The dendrites of neurons receive and integrate inputs from hundreds or thousands of partner cells, and most of this input arrives at highly specialized sites called synapses that are distributed over the dendritic tree. Improper regulation of synaptic transmission is implicated in an enormous variety of psychiatric disorders: an imbalance of glutamatergic neurotransmission in particular has been identified in the pathophysiology of diseases ranging from schizophrenia and autism to epilepsy and addiction, and excitatory synapses may be among the earliest targets of Alzheimer’s Disease (AD) pathogenesis. A key means of synaptic regulation is the control of the number of postsynaptic neurotransmitter receptors available for activation by glutamate release. Thus, understanding the protein trafficking mechanisms involved has broad implications not only for understanding the etiology of many diseases but more generally for defining the cellular basis of nervous system function and disorder.
We focus on processes that operate rapidly and very locally to regulate synaptic function on a moment-to-moment basis. These mechanisms are of particular interest because they likely underlie the initial stages of memory formation, and their perturbation produces severe and long-lasting damage to synaptic and neuronal morphology. Mechanisms we are studying currently include the organization and dynamics of the proteins at each synapse that control receptor number and position at the synapse, the continuous internalization and recycling of synaptic receptors, the postsynaptic actin cytoskeleton that controls postsynaptic morphology and regulates receptor trafficking in many ways, and the trans-synaptic molecular bridges that align presynaptic nerve terminals with postsynaptic specializations.

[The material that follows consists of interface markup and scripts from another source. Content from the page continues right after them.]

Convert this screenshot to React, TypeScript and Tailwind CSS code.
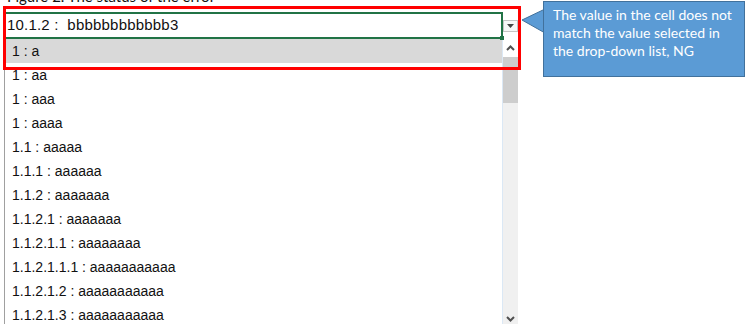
// Excel cell with an open validation drop-down, plus a callout

const ROWS = [
  '1 : a',
  '1 : aa',
  '1 : aaa',
  '1 : aaaa',
  '1.1 : aaaaa',
  '1.1.1 : aaaaaa',
  '1.1.2 : aaaaaaa',
  '1.1.2.1 : aaaaaaa',
  '1.1.2.1.1 : aaaaaaaa',
  '1.1.2.1.1.1 : aaaaaaaaaaa',
  '1.1.2.1.2 : aaaaaaaaaaa',
  '1.1.2.1.3 : aaaaaaaaaaa',
]

// ── Scrollbar ─────────────────────────────────────────────────────────────────

function Scrollbar() {
  return (
    <div className="w-[16px] shrink-0 flex flex-col border-l border-[#dbe8f5] bg-[#f0f0f0]">
      <div className="h-[18px] bg-white flex items-center justify-center">
        <svg width="9" height="6" viewBox="0 0 9 6">
          <polyline points="1,5 4.5,1.5 8,5" fill="none" stroke="#505050" strokeWidth="2" />
        </svg>
      </div>
      <div className="h-[46px] bg-[#cdcdcd]" />
      <div className="flex-1" />
      <div className="h-[17px] flex items-center justify-center">
        <svg width="9" height="6" viewBox="0 0 9 6">
          <polyline points="1,1 4.5,4.5 8,1" fill="none" stroke="#505050" strokeWidth="2" />
        </svg>
      </div>
    </div>
  )
}

// ── Page ──────────────────────────────────────────────────────────────────────

export default function App() {
  return (
    <div
      className="relative w-[748px] h-[324px] overflow-hidden bg-white text-[#111]"
      style={{ fontFamily: '"Liberation Sans", Arial, sans-serif' }}
    >
      {/* Caption, mostly cut off at the top */}
      <div className="h-[12px] overflow-hidden pl-[7px]">
        <div className="-mt-[12px] text-[15px] leading-[16px] font-['Lato',sans-serif]">
          Figure 2. The status of the error
        </div>
      </div>

      {/* Cell + drop-down button */}
      <div className="flex">
        <div className="ml-[4px] w-[499px] h-[27px] border-y-2 border-r-2 border-[#217346] relative flex items-center pl-[3px] text-[15px]">
          <span className="whitespace-pre tracking-[0.2px]">10.1.2 :  bbbbbbbbbbbb3</span>
          <div className="absolute -right-[3px] -bottom-[3px] w-[4px] h-[4px] bg-[#217346]" />
        </div>
        <div className="mt-[8px] w-[15px] h-[12px] border border-[#c4c4c4] bg-[#f7f7f7] flex items-center justify-center">
          <svg width="7" height="4" viewBox="0 0 7 4">
            <polygon points="0,0 7,0 3.5,4" fill="#444" />
          </svg>
        </div>
      </div>

      {/* Drop-down list */}
      <div className="ml-[4px] w-[514px] flex border-l border-[#a0a0a0]">
        <div className="flex-1 flex flex-col">
          {ROWS.map((r, i) => (
            <div
              key={r}
              className={`h-[24px] flex items-center pl-[7px] text-[14px] whitespace-pre ${i === 0 ? 'bg-[#d9d9d9]' : ''}`}
            >
              {r}
            </div>
          ))}
        </div>
        <Scrollbar />
      </div>

      {/* Red highlight */}
      <div className="absolute left-[3px] top-[6px] w-[518px] h-[64px] border-[3px] border-[#ff0000] pointer-events-none" />

      {/* Callout */}
      <svg className="absolute left-[521px] top-[6px]" width="25" height="30" viewBox="0 0 25 30">
        <polygon points="1,14 24,3 24,27" fill="#5b9bd5" />
        <polyline points="24,3 1,14 24,27" fill="none" stroke="#41719c" strokeWidth="1" />
      </svg>
      <div className="absolute left-[543px] top-[1px] w-[202px] h-[76px] bg-[#5b9bd5] border border-[#41719c] pl-[9px] pt-[4px] text-white text-[14px] leading-[18px] font-['Lato',sans-serif]">
        The value in the cell does not
        <br />
        match the value selected in
        <br />
        the drop-down list, NG
      </div>
    </div>
  )
}
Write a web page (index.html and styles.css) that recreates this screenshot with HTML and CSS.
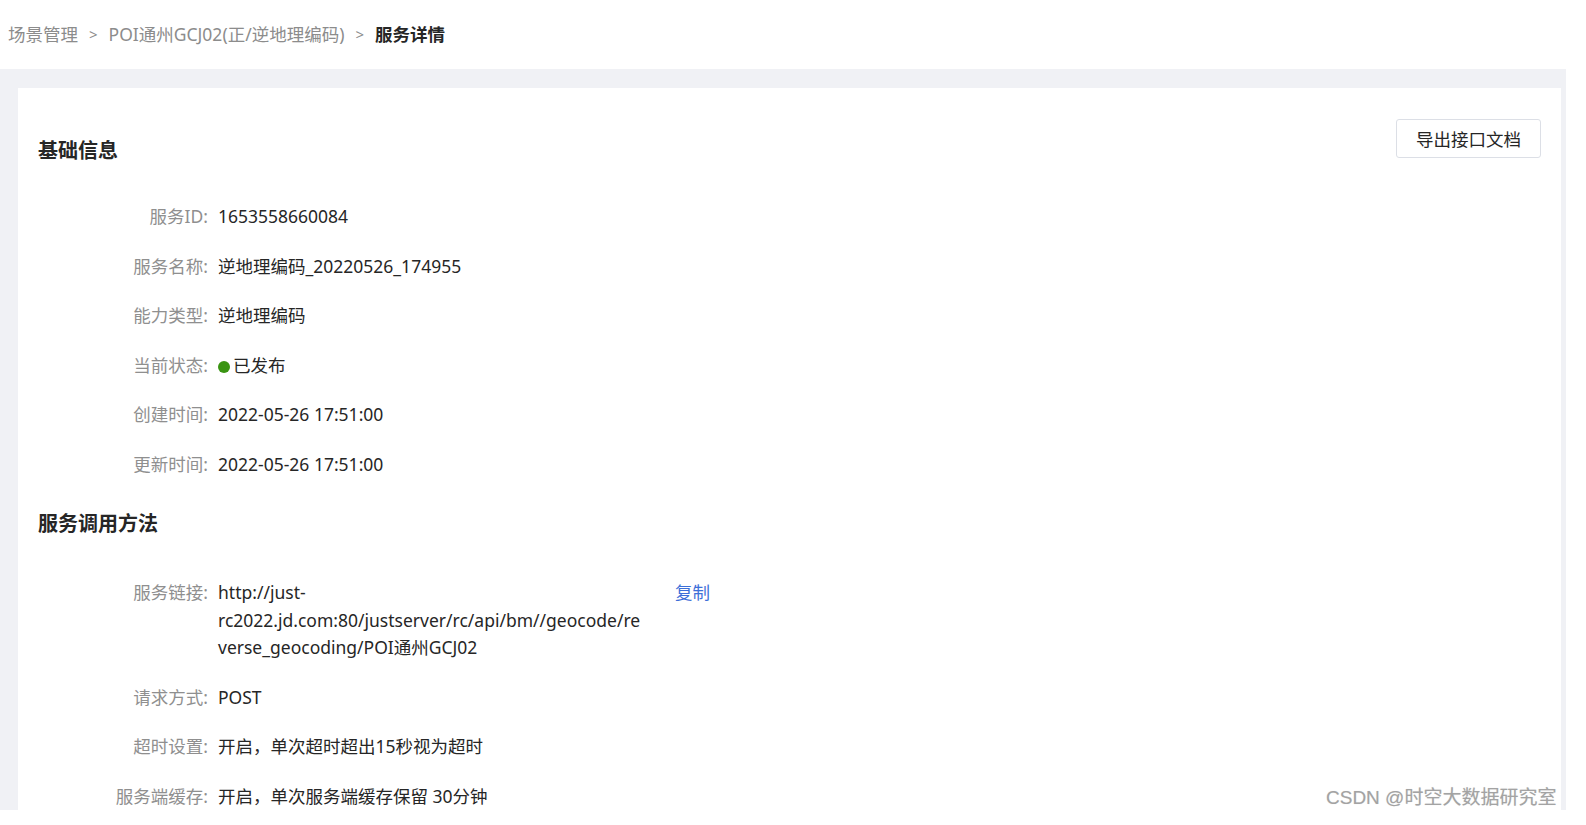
FILE: index.html
```html
<!DOCTYPE html>
<html lang="zh-CN">
<head>
    <meta charset="UTF-8">
    <title>服务详情</title>
    <link rel="stylesheet" href="styles.css">
</head>
<body>
    <div class="page">
        <!-- Breadcrumb Header -->
        <div class="header">
            <span class="crumb">场景管理</span>
            <span class="sep">&gt;</span>
            <span class="crumb">POI通州GCJ02(正/逆地理编码)</span>
            <span class="sep">&gt;</span>
            <span class="crumb current">服务详情</span>
        </div>

        <div class="main">
            <div class="card">
                <div class="card-head">
                    <h2 class="section-title">基础信息</h2>
                    <button type="button" class="btn-export">导出接口文档</button>
                </div>

                <div class="info-list">
                    <div class="info-row">
                        <div class="label">服务ID:</div>
                        <div class="value">1653558660084</div>
                    </div>
                    <div class="info-row">
                        <div class="label">服务名称:</div>
                        <div class="value">逆地理编码_20220526_174955</div>
                    </div>
                    <div class="info-row">
                        <div class="label">能力类型:</div>
                        <div class="value">逆地理编码</div>
                    </div>
                    <div class="info-row">
                        <div class="label">当前状态:</div>
                        <div class="value"><span class="dot"></span>已发布</div>
                    </div>
                    <div class="info-row">
                        <div class="label">创建时间:</div>
                        <div class="value">2022-05-26 17:51:00</div>
                    </div>
                    <div class="info-row">
                        <div class="label">更新时间:</div>
                        <div class="value">2022-05-26 17:51:00</div>
                    </div>
                </div>

                <h2 class="section-title second">服务调用方法</h2>

                <div class="info-list call">
                    <div class="info-row">
                        <div class="label">服务链接:</div>
                        <div class="value url">http://just-rc2022.jd.com:80/justserver/rc/api/bm//geocode/reverse_geocoding/POI通州GCJ02</div>
                        <a class="copy" href="#">复制</a>
                    </div>
                    <div class="info-row">
                        <div class="label">请求方式:</div>
                        <div class="value">POST</div>
                    </div>
                    <div class="info-row">
                        <div class="label">超时设置:</div>
                        <div class="value">开启，单次超时超出15秒视为超时</div>
                    </div>
                    <div class="info-row">
                        <div class="label">服务端缓存:</div>
                        <div class="value">开启，单次服务端缓存保留 30分钟</div>
                    </div>
                </div>
            </div>
        </div>
    </div>

    <div class="watermark">CSDN @时空大数据研究室</div>
</body>
</html>
```

FILE: styles.css
```css
/* General Page Styles */
body {
    margin: 0;
    padding: 0;
    background: #ffffff;
    font-family: "Noto Sans", "Noto Sans CJK SC", sans-serif;
    color: #262626;
}

.page {
    width: 1566px;
    height: 810px;
    overflow: hidden;
    background: #f0f1f5;
}

/* Breadcrumb */
.header {
    height: 69px;
    background: #ffffff;
    display: flex;
    align-items: center;
    padding-left: 8px;
    padding-bottom: 2px;
    box-sizing: border-box;
    font-size: 17.5px;
    color: #8c8c8c;
}

.sep {
    margin: 0 11px;
    font-size: 15px;
}

.crumb.current {
    color: #262626;
    font-weight: bold;
}

/* Content Area */
.main {
    padding: 19px 5px 0 18px;
}

.card {
    background: #ffffff;
    padding: 31px 20px 0 20px;
    min-height: 760px;
}

.card-head {
    display: flex;
    justify-content: space-between;
    align-items: flex-start;
}

.section-title {
    margin: 18px 0 0 0;
    font-size: 20px;
    line-height: 28px;
    font-weight: bold;
    color: #262626;
}

.section-title.second {
    margin-top: 32px;
}

.btn-export {
    height: 39px;
    padding: 0 19px;
    background: #ffffff;
    border: 1px solid #dcdfe6;
    border-radius: 3px;
    font-family: inherit;
    font-size: 17.5px;
    color: #262626;
    cursor: pointer;
}

/* Info Rows */
.info-list {
    padding-top: 38px;
}

.info-list.call {
    padding-top: 41px;
}

.info-row {
    display: flex;
    align-items: flex-start;
    margin-bottom: 22px;
    font-size: 17.5px;
    line-height: 27.5px;
}

.label {
    width: 170px;
    text-align: right;
    color: #8f8f8f;
    flex-shrink: 0;
}

.value {
    margin-left: 10px;
    color: #262626;
}

.value.url {
    width: 426px;
    overflow-wrap: anywhere;
}

.copy {
    margin-left: 31px;
    color: #3d6fd8;
    text-decoration: none;
}

.dot {
    display: inline-block;
    width: 12px;
    height: 12px;
    border-radius: 50%;
    background: #3a9412;
    margin-right: 3px;
    vertical-align: -1px;
}

/* Watermark */
.watermark {
    position: absolute;
    left: 1326px;
    top: 782px;
    font-size: 19px;
    color: #a3a3a3;
    text-shadow: 0 0 1px #d9d9d9;
    font-family: "Liberation Sans", "Noto Sans CJK SC", sans-serif;
}
```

Understanding the complex set of molecular reactions that underlie endocytosis and other trafficking events requires examining these events in live cells. Thus, the lab has turned to high-resolution, high-speed, multi-color confocal and super-resolution imaging of proteins in cultured neurons. These approaches provide a way of examining the kinetics and spatial features of the molecular events at individual living synapses. We utilize a number of novel assays centered on single-molecule localization and tracking using Photoactivated Localization Microscopy (PALM) to examine protein positioning and movement at the synapse in living cells at the highest resolution possible. These tools provide the perfect complement to whole-cell and single-channel electrophysiological assays, which naturally track receptor function at high speed but typically with little or no spatial resolution. The lab aims to combine these approaches with molecular perturbation of protein function to provide unprecedented spatial, temporal, and molecular understanding of the protein trafficking events in spines.
We are grateful to a number of sources for supporting our research. Our principle support is from the NIMH through R01 MH080046, as well as through the CRCNS mechanism in a collaborative R01 that we share with Sri Raghavachari at Duke University. We also collaborate with Harry Higgs at Dartmouth and Tatyana Svitkina at Penn on a project funded by NIGMS, with Steve Meriney and Markus Dittrich at Pitt and CMU (CRCNS/NINDS), and with Tom Abrams in the Department of Pharmacology (NIMH). The Dana Foundation and the Broad Foundation provided important support for the development of PALM in the lab, and its application toward understanding synaptic dysfunction in Alzheimer’s Disease. We also are grateful to the Katherine D. and Theodore J. Carski Foundation for their support of the Department and our lab.